### Work required
Across the entries below, how many lines contain the string "this"? Give only the count.

### Entries shown

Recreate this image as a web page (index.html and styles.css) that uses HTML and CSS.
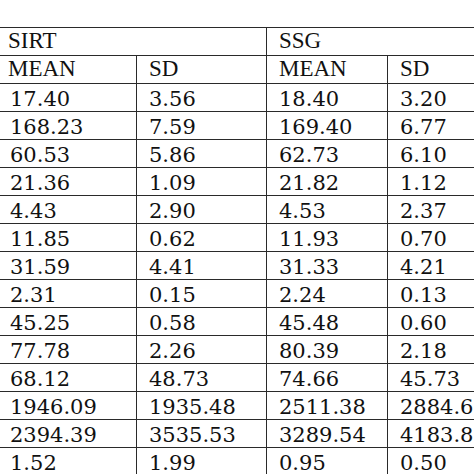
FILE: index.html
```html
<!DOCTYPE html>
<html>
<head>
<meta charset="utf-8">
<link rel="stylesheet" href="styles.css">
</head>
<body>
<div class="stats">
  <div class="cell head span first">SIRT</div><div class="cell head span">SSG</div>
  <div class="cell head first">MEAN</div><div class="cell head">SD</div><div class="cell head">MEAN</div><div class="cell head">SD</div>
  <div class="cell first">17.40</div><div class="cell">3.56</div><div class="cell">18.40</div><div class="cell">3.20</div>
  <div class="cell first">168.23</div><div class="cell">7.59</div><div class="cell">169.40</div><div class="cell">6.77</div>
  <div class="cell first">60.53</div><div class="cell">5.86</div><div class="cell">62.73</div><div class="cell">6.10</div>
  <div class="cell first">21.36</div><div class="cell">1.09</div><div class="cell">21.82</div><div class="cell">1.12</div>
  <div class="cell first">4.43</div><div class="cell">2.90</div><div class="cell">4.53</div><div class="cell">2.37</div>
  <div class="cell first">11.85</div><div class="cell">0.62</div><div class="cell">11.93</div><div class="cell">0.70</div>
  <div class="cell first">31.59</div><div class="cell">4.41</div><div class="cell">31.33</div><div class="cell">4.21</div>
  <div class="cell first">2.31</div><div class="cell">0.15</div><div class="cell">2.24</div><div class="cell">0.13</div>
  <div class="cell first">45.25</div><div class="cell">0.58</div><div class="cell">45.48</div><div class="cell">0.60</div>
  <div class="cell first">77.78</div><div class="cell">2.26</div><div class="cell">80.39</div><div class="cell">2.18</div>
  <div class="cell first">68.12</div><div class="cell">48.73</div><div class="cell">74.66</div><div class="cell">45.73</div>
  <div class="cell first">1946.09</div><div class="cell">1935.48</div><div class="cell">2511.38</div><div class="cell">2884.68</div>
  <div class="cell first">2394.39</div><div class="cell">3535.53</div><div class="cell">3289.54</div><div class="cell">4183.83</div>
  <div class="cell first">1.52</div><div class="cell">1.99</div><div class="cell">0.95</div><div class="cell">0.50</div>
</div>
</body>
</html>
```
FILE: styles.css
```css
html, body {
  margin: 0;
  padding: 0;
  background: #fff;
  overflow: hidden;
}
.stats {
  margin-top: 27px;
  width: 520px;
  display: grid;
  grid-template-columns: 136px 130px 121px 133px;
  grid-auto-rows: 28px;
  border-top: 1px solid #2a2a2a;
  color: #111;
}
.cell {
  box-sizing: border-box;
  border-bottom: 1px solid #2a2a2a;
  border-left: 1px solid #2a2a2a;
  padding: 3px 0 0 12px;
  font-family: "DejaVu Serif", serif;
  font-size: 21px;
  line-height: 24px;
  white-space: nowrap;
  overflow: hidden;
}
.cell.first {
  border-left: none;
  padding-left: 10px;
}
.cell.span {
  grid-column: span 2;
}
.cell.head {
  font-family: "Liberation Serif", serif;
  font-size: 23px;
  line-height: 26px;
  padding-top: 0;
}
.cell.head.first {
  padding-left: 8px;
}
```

* * *

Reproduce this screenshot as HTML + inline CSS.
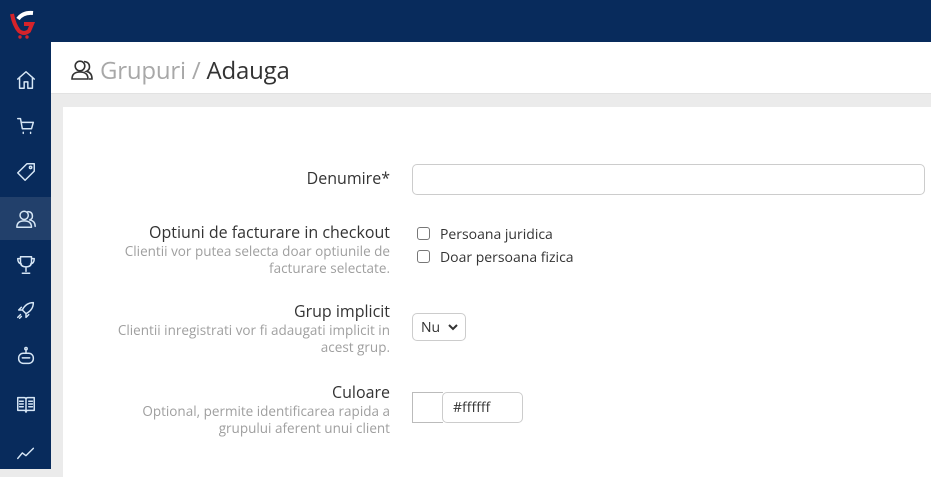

### Exercise output
2